* Written task:
Copy out each line that mentions the word "TypeScript".

* Extracted information:
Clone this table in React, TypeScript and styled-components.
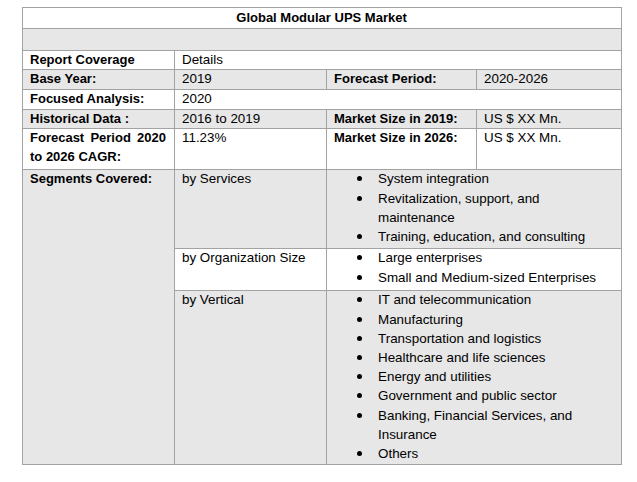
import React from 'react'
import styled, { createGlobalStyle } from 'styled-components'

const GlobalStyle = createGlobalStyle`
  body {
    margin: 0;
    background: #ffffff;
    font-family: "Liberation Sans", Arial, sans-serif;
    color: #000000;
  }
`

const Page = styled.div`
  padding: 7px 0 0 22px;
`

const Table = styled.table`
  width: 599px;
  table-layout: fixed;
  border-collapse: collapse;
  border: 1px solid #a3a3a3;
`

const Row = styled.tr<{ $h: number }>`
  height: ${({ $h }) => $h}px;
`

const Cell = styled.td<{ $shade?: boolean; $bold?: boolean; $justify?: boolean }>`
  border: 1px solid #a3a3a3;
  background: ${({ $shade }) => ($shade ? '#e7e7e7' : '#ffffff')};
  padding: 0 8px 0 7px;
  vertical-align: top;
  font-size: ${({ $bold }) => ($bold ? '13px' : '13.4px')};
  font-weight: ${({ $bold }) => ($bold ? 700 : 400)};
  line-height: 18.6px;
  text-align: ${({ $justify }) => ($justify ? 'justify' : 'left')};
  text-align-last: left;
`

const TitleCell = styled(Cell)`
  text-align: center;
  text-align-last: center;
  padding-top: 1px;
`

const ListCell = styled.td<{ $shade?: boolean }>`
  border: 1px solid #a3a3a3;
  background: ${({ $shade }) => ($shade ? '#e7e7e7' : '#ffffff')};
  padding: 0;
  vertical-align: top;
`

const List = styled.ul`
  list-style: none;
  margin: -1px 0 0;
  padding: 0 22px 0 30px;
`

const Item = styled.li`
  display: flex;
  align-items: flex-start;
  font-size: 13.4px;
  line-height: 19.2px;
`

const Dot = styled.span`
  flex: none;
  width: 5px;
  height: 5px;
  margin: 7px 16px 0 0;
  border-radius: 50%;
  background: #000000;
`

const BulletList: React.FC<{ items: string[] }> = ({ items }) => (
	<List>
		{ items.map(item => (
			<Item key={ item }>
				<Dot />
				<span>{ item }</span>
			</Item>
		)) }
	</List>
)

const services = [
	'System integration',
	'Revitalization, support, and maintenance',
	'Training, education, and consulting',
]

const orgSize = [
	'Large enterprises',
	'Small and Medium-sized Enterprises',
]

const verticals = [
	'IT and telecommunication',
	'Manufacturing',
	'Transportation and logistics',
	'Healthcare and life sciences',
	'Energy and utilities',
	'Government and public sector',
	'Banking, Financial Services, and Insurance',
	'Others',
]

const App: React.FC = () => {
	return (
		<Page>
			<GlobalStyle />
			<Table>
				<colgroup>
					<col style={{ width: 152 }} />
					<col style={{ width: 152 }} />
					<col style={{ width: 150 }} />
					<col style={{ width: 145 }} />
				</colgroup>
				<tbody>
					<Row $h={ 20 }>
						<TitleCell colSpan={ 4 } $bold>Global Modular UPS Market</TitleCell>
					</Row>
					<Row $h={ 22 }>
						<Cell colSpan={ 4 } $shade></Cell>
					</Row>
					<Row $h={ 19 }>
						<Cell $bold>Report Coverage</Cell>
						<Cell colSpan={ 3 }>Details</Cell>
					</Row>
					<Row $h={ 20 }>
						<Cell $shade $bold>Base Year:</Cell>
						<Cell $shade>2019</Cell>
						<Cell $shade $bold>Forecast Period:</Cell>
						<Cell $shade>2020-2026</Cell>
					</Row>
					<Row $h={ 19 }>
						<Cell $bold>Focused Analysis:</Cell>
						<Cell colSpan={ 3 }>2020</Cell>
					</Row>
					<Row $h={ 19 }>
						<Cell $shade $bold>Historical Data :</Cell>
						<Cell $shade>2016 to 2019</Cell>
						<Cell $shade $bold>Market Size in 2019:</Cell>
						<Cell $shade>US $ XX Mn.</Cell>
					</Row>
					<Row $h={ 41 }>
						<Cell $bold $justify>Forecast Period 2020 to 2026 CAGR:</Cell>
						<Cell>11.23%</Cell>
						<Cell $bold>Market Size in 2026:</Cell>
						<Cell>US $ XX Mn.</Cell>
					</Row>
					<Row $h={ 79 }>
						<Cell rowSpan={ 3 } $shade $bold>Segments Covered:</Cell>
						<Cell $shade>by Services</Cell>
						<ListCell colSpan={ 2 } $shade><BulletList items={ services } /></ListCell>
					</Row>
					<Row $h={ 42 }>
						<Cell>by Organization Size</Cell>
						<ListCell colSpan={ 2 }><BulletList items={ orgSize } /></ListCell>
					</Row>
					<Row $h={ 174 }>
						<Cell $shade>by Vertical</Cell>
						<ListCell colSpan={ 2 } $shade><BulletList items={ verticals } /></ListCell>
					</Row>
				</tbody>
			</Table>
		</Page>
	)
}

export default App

* * *

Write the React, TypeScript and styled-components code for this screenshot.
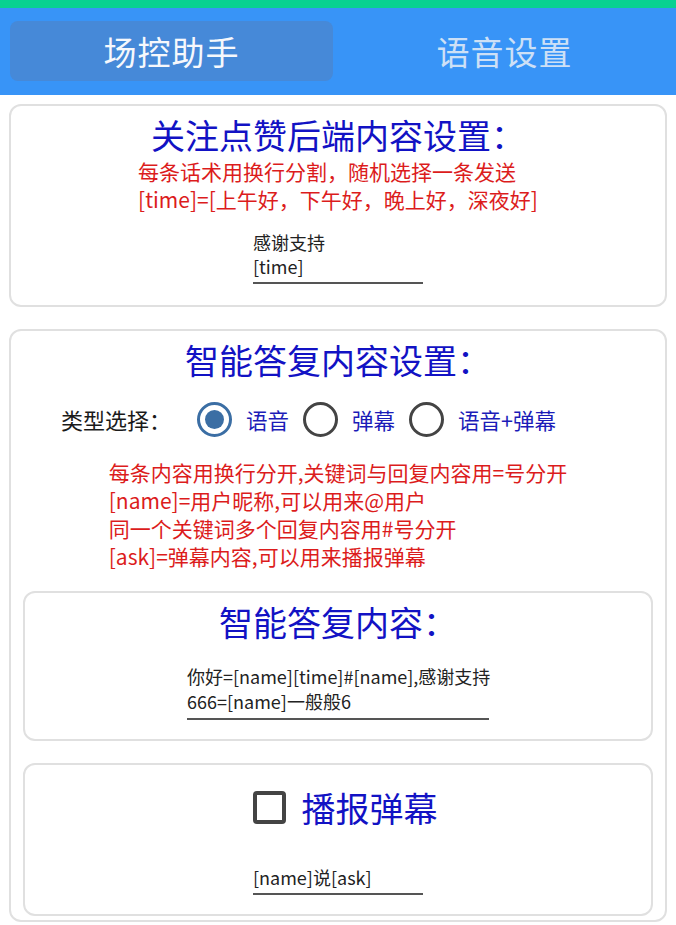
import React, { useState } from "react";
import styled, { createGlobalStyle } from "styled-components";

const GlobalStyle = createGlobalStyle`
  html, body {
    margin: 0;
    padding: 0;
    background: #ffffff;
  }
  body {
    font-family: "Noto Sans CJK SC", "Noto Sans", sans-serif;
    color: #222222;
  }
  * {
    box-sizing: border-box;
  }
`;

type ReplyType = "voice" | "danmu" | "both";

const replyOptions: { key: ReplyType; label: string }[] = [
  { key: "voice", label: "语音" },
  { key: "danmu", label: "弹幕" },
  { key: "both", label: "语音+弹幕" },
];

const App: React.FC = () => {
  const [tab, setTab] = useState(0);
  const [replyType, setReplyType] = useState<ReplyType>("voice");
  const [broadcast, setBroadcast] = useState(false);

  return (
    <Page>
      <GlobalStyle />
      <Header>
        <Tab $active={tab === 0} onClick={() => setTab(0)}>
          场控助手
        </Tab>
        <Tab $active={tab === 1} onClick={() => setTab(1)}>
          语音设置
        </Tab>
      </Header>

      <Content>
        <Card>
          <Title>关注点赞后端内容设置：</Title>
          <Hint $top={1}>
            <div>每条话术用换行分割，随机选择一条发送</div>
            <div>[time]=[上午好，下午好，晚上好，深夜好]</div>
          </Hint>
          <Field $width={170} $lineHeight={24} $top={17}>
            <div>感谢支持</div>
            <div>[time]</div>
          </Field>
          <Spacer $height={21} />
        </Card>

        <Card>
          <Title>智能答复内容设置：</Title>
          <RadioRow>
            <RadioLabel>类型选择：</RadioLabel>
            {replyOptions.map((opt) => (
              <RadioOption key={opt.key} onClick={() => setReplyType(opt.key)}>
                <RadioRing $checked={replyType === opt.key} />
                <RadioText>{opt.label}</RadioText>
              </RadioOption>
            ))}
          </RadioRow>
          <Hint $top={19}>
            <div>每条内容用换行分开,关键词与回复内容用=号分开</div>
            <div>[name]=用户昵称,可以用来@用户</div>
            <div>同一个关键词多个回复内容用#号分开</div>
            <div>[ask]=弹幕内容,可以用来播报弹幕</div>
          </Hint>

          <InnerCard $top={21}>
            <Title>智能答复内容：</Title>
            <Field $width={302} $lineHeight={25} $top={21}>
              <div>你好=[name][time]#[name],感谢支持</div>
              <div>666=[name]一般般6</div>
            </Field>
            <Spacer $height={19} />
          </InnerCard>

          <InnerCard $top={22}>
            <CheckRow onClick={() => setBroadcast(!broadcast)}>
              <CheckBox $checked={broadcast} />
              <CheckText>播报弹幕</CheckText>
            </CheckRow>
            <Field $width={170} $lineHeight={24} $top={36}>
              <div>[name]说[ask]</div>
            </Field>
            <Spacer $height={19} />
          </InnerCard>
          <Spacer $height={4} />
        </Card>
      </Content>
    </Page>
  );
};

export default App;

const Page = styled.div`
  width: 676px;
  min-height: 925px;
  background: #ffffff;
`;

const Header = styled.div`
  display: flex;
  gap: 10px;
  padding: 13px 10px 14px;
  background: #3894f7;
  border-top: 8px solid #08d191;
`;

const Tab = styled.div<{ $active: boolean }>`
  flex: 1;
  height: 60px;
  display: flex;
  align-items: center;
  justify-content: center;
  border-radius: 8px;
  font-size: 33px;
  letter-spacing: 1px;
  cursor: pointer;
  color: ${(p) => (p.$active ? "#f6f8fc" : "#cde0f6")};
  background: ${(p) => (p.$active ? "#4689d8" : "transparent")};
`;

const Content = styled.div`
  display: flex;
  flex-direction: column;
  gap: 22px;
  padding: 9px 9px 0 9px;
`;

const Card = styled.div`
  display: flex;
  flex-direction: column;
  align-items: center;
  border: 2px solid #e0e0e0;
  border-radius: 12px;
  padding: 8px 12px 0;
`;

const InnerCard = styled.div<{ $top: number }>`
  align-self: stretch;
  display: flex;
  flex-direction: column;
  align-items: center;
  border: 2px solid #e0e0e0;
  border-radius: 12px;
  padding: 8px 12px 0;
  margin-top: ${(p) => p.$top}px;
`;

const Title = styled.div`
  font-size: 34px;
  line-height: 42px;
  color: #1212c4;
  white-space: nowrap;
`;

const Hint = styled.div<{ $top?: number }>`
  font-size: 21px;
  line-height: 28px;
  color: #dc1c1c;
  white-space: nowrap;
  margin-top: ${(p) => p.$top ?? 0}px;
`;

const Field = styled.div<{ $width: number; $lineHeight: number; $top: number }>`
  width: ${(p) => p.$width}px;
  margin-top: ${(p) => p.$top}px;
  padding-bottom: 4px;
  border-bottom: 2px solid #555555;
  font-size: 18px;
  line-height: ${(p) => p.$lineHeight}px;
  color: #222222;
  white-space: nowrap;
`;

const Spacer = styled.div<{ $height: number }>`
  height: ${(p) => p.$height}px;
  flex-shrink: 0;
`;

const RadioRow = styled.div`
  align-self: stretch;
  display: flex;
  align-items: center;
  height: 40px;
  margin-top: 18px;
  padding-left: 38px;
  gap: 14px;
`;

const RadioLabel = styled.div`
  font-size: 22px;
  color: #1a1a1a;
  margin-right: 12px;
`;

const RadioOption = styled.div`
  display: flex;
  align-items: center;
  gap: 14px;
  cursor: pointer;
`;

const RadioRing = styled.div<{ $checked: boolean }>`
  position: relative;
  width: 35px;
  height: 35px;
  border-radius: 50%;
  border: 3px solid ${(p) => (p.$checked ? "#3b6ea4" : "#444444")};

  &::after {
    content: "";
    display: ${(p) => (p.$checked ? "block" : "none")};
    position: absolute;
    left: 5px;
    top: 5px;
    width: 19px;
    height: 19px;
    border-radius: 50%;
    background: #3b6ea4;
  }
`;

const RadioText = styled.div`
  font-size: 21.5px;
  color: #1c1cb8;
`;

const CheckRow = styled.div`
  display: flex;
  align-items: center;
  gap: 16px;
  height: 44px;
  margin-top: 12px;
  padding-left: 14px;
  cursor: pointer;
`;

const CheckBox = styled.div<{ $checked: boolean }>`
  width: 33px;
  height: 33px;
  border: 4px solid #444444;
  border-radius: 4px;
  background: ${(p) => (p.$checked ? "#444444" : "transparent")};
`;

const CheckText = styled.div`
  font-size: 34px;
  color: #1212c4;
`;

* Task response:
Clone this table in React, TypeScript and styled-components.
Write the React, TypeScript and styled-components code for this screenshot.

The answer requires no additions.